PITAC’s Look at Computational Science
In June 2004, the President’s Information Technology Advisory Committee (PITAC) was charged by John Marburger, the President’s Science Adviser, to respond to seven questions regarding the state of computational science:
- How well is the Federal Government targeting the right research areas to support and enhance the value of computational science? Are agencies’ current priorities appropriate?
- How well is current Federal funding for computational science appropriately balanced between short term, low risk research and longer term, higher risk research? Within these research arenas, which areas have the greatest promise of contributing to breakthroughs in scientific research and inquiry?
- How well is current Federal funding balanced between fundamental advances in the underlying techniques of computational science versus the application of computational science to scientific and engineering domains? Which areas have the greatest promise of contributing to breakthroughs in scientific research and inquiry?
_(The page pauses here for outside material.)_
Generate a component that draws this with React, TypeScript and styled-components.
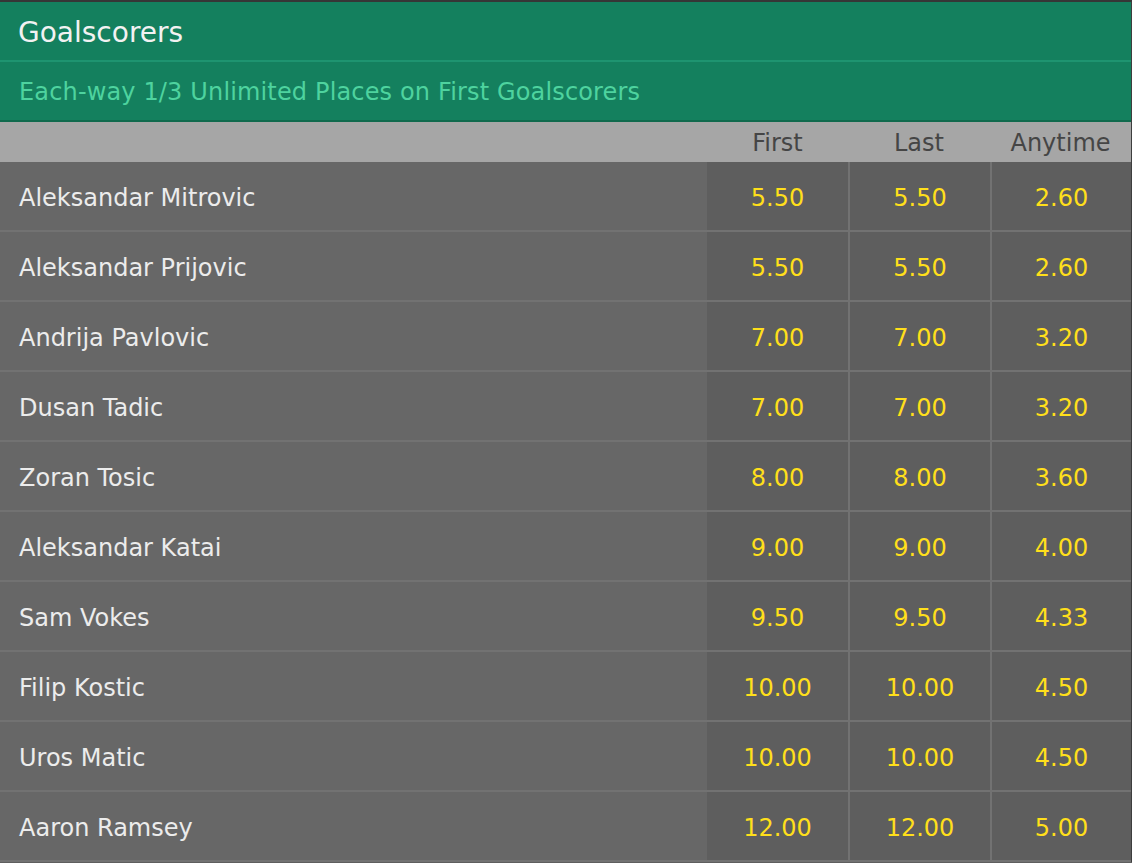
import React from 'react';
import styled, { createGlobalStyle } from 'styled-components';

const GlobalStyle = createGlobalStyle`
  html, body {
    margin: 0;
    padding: 0;
    background: #5e5e5e;
  }
  body {
    font-family: 'DejaVu Sans', Verdana, sans-serif;
  }
`;

const Panel = styled.div`
  width: 1131px;
  border-top: 2px solid #363636;
  border-right: 1px solid #3e3e3e;
  background: #676767;
`;

const Title = styled.div`
  height: 60px;
  box-sizing: border-box;
  display: flex;
  align-items: center;
  padding: 2px 0 0 18px;
  background: #14805e;
  border-bottom: 2px solid #1e9470;
  color: #f2f2f2;
  font-size: 28px;
`;

const Terms = styled.div`
  height: 60px;
  box-sizing: border-box;
  display: flex;
  align-items: center;
  padding: 2px 0 0 19px;
  background: #14805e;
  border-bottom: 2px solid #0f6a4d;
  color: #4ed39f;
  font-size: 24px;
  letter-spacing: 0.15px;
`;

const Grid = styled.div`
  display: grid;
  grid-template-columns: 707px 141px 142px 141px;
`;

const HeadCell = styled.div`
  height: 40px;
  box-sizing: border-box;
  display: flex;
  align-items: center;
  justify-content: center;
  padding-top: 1px;
  background: #a6a6a6;
  color: #454545;
  font-size: 24px;
`;

const NameCell = styled.div`
  height: 70px;
  box-sizing: border-box;
  display: flex;
  align-items: center;
  padding: 3px 0 0 19px;
  background: #676767;
  border-bottom: 2px solid #727272;
  color: #ececec;
  font-size: 24px;
`;

const OddsCell = styled.div<{ $divider?: boolean }>`
  height: 70px;
  box-sizing: border-box;
  display: flex;
  align-items: center;
  justify-content: center;
  padding-top: 3px;
  background: #5e5e5e;
  border-bottom: 2px solid #727272;
  border-left: ${(p) => (p.$divider ? '2px solid #727272' : 'none')};
  color: #ffdf1b;
  font-size: 24px;
`;

const scorers: [string, string, string, string][] = [
  ['Aleksandar Mitrovic', '5.50', '5.50', '2.60'],
  ['Aleksandar Prijovic', '5.50', '5.50', '2.60'],
  ['Andrija Pavlovic', '7.00', '7.00', '3.20'],
  ['Dusan Tadic', '7.00', '7.00', '3.20'],
  ['Zoran Tosic', '8.00', '8.00', '3.60'],
  ['Aleksandar Katai', '9.00', '9.00', '4.00'],
  ['Sam Vokes', '9.50', '9.50', '4.33'],
  ['Filip Kostic', '10.00', '10.00', '4.50'],
  ['Uros Matic', '10.00', '10.00', '4.50'],
  ['Aaron Ramsey', '12.00', '12.00', '5.00'],
];

const App: React.FC = () => {
  return (
    <Panel>
      <GlobalStyle />
      <Title>Goalscorers</Title>
      <Terms>Each-way 1/3 Unlimited Places on First Goalscorers</Terms>
      <Grid>
        <HeadCell />
        <HeadCell>First</HeadCell>
        <HeadCell>Last</HeadCell>
        <HeadCell>Anytime</HeadCell>
        {scorers.map(([name, first, last, anytime]) => (
          <React.Fragment key={name}>
            <NameCell>{name}</NameCell>
            <OddsCell>{first}</OddsCell>
            <OddsCell $divider>{last}</OddsCell>
            <OddsCell $divider>{anytime}</OddsCell>
          </React.Fragment>
        ))}
      </Grid>
    </Panel>
  );
};

export default App;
- How well are computational science training and research integrated with the scientific disciplines that are heavily dependent upon them to enhance scientific discovery? How should the integration of research and training among computer science, mathematical science, and the biological and physical sciences best be achieved to ensure the effective use of computational science methods and tools?
- How effectively do Federal agencies coordinate their support for computational science and its applications in order to maintain a balanced and comprehensive research and training portfolio?
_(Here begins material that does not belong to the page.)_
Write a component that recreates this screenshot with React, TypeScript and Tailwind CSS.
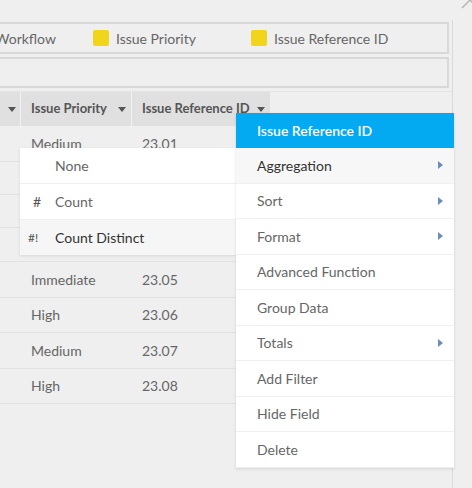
import React from "react";

const rows: [string, string, string][] = [
  ["Medium", "23.01", "h-[36px]"],
  ["High", "23.02", "h-[33px]"],
  ["Low", "23.03", "h-[33px]"],
  ["Medium", "23.04", "h-[34px]"],
  ["Immediate", "23.05", "h-[35.5px]"],
  ["High", "23.06", "h-[35.5px]"],
  ["Medium", "23.07", "h-[35.5px]"],
  ["High", "23.08", "h-[35.5px]"],
];

function Caret() {
  return (
    <svg width="8" height="5" viewBox="0 0 8 5" className="shrink-0">
      <path d="M0 0 L8 0 L4 5 Z" fill="#555" />
    </svg>
  );
}

function RightArrow() {
  return (
    <svg width="5" height="8" viewBox="0 0 5 8" className="shrink-0">
      <path d="M0 0 L5 4 L0 8 Z" fill="#6b8db8" />
    </svg>
  );
}

const menuItems: [string, boolean, boolean][] = [
  ["Aggregation", true, true],
  ["Sort", true, false],
  ["Format", true, false],
  ["Advanced Function", false, false],
  ["Group Data", false, false],
  ["Totals", true, false],
  ["Add Filter", false, false],
  ["Hide Field", false, false],
  ["Delete", false, false],
];

export default function App() {
  return (
    <div className="relative w-[472px] h-[488px] overflow-hidden bg-[#efefef] font-['Lato',sans-serif] text-[14px] text-[#666]">
      {/* close X */}
      <svg width="20" height="20" viewBox="0 0 20 20" className="absolute right-[-8px] top-[-10px]">
        <path d="M2 2 L18 18 M2 18 L18 2" stroke="#b0b0b0" strokeWidth="1.3" />
      </svg>

      <div className="mt-[20px] ml-[-40px] w-[493px] h-[468px] border-r border-[#d9d9d9] pt-[2px] flex flex-col">
        {/* panel 1 */}
        <div className="mr-[3px] h-[32px] border-2 border-[#d8d8d8] flex items-center">
          <span className="ml-[33px]">Workflow</span>
          <span className="ml-[37px] w-[16px] h-[16px] rounded-[2px] bg-[#f0d51c]" />
          <span className="ml-[7px]">Issue Priority</span>
          <span className="ml-[55px] w-[16px] h-[16px] rounded-[2px] bg-[#f0d51c]" />
          <span className="ml-[7px]">Issue Reference ID</span>
        </div>
        {/* panel 2 */}
        <div className="mr-[3px] mt-[3px] h-[31px] border-2 border-[#d8d8d8]" />

        {/* table */}
        <div className="mt-[3px] border-t border-[#e4e4e4]">
          <div className="flex h-[34px] w-[310px] bg-[#e0e0e0] text-[13px] font-bold text-[#555]">
            <div className="w-[60px] flex items-center justify-end pr-[4px]">
              <Caret />
            </div>
            <div className="w-[111px] border-l border-[#f2f2f2] flex items-center justify-between pl-[10px] pr-[5px]">
              <span>Issue Priority</span>
              <Caret />
            </div>
            <div className="w-[139px] border-l border-[#f2f2f2] flex items-center justify-between pl-[10px] pr-[5px]">
              <span>Issue Reference ID</span>
              <Caret />
            </div>
          </div>
          {rows.map(([p, id, h], i) => (
            <div key={i} className={"flex w-[310px] border-b border-[#e2e2e2] " + h}>
              <div className="w-[60px]" />
              <div className="w-[111px] flex items-center pl-[11px]">{p}</div>
              <div className="w-[139px] flex items-center pl-[11px]">{id}</div>
            </div>
          ))}
        </div>
      </div>

      {/* aggregation submenu */}
      <div className="absolute left-[20px] top-[148px] w-[217px] bg-white shadow-[0_1px_3px_rgba(0,0,0,0.10)]">
        <div className="h-[36px] flex items-center border-b border-[#f0f0f0]">
          <span className="w-[35px]" />
          <span>None</span>
        </div>
        <div className="h-[36px] flex items-center border-b border-[#f0f0f0]">
          <span className="w-[35px] pl-[13px] text-[#555]">#</span>
          <span>Count</span>
        </div>
        <div className="h-[35px] flex items-center bg-[#f6f6f6] text-[#333]">
          <span className="w-[35px] pl-[8px] text-[12px] text-[#555]">#!</span>
          <span>Count Distinct</span>
        </div>
      </div>

      {/* context menu */}
      <div className="absolute left-[236px] top-[113px] w-[218px] bg-white shadow-[0_1px_3px_rgba(0,0,0,0.12)]">
        <div className="h-[35px] bg-[#03a9f1] text-white font-semibold flex items-center pl-[21px]">
          Issue Reference ID
        </div>
        {menuItems.map(([label, arrow, active]) => (
          <div
            key={label}
            className={
              "h-[35.5px] flex items-center justify-between pl-[21px] pr-[11px] border-b border-[#f0f0f0] " +
              (active ? "bg-[#f7f7f7] text-[#333]" : "")
            }
          >
            <span>{label}</span>
            {arrow ? <RightArrow /> : null}
          </div>
        ))}
      </div>
    </div>
  );
}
- How well have Federal investments in computational science kept up with changes in the underlying computing environments and the ways in which research is conducted? Examples of these changes might include changes in computer architecture, the advent of distributed computing, the linking of data with simulation, and remote access to experimental facilities.
- What barriers hinder realizing the highest potential of computational science and how might these be eliminated or mitigated?
Since that time, I have chaired a PITAC subcommittee composed of Ruzena Bajcsy (UC-Berkeley), Manuel Fernandez (SI Ventures), José-Marie Griffiths (UNC-CH) and Randall Mott (Dell) to prepare a response to these questions. The subcommittee has also been assisted by two consultants, Chris Johnson (Utah) and Jack Dongarra (Tennessee). The subcommittee has solicited input at public meetings and held a Birds-of-a-Feather (BoF) Town Hall meeting at SC04 in November 2004.
Based on this input and extended discussions, the subcommittee has developed a working definition of computational science, which it is using to prepare a draft report. This definition, which is still in flux, attempts to recognize the interplay among algorithms and software, computer and information science and infrastructure:
Computational science is a rapidly growing multidisciplinary field that uses advanced computing capabilities to understand and solve complex problems. Computational science fuses three distinct elements: (a) algorithms(numerical and non-numerical) and modeling and simulation software developed to solve science (e.g., biological physical, and social), engineering and humanities problems; (b) computer and information science that develops and optimizes the advanced system hardware, software, networking, and data management components needed to solve computationally demanding problems; and (c) the computing infrastructure that supports both the science and engineering problem solving and the developmental computer and information science.
Computational science has several advantages over experimentation and theory. First, it often enables solution of problems more efficiently, more rapidly and less expensively. Second, it can solve problems computationally that otherwise could not be solved safely. Finally, it can solve problems whose solution is otherwise impossible (e.g., due to the inability to recreate experimental conditions).
The subcommittee has issued two interim working summaries, which are available on the web site of the National Coordination Office (NCO).1 These summaries contain draft findings and recommendations, which are still evolving. Preliminary findings, reported at the November PITAC meeting, include the following:
- Computing has become the third component of scientific discovery, complementing theory and experiment.
- The explosive growth in the resolution of sensors and scientific instruments has led to unprecedented volumes of experimental data. Computational science now broadly includes modeling, simulation and scenario assessment using sensor data from diverse sources.
- Complex multidisciplinary problems, from public policy through national security to scientific discovery and economic competitiveness, have emerged as new drivers of computational science, complementing the historical focus on single disciplines.
- Developing leading edge computational science applications is a complex process involving teams of people that must be sustained for a decade or more to yield the full fruits of investment.
- Short-term investment and limited strategic planning have led to excessive focus on incremental research rather than on the long-term research with lasting impact that can solve critical problems.
- Interdisciplinary education in computational science and computing technologies is inadequate, reflecting the traditional disciplinary boundaries in higher education. Only systemic change to university organizational structures will yield the needed outcomes.
- Computational science would benefit from a roadmap outlining decadal priorities for investment, with a clear assessment of those priorities derived from a survey of the problems and challenges. Agencies could then respond to these with a strategic plan in recognition of those priorities and funding requirements.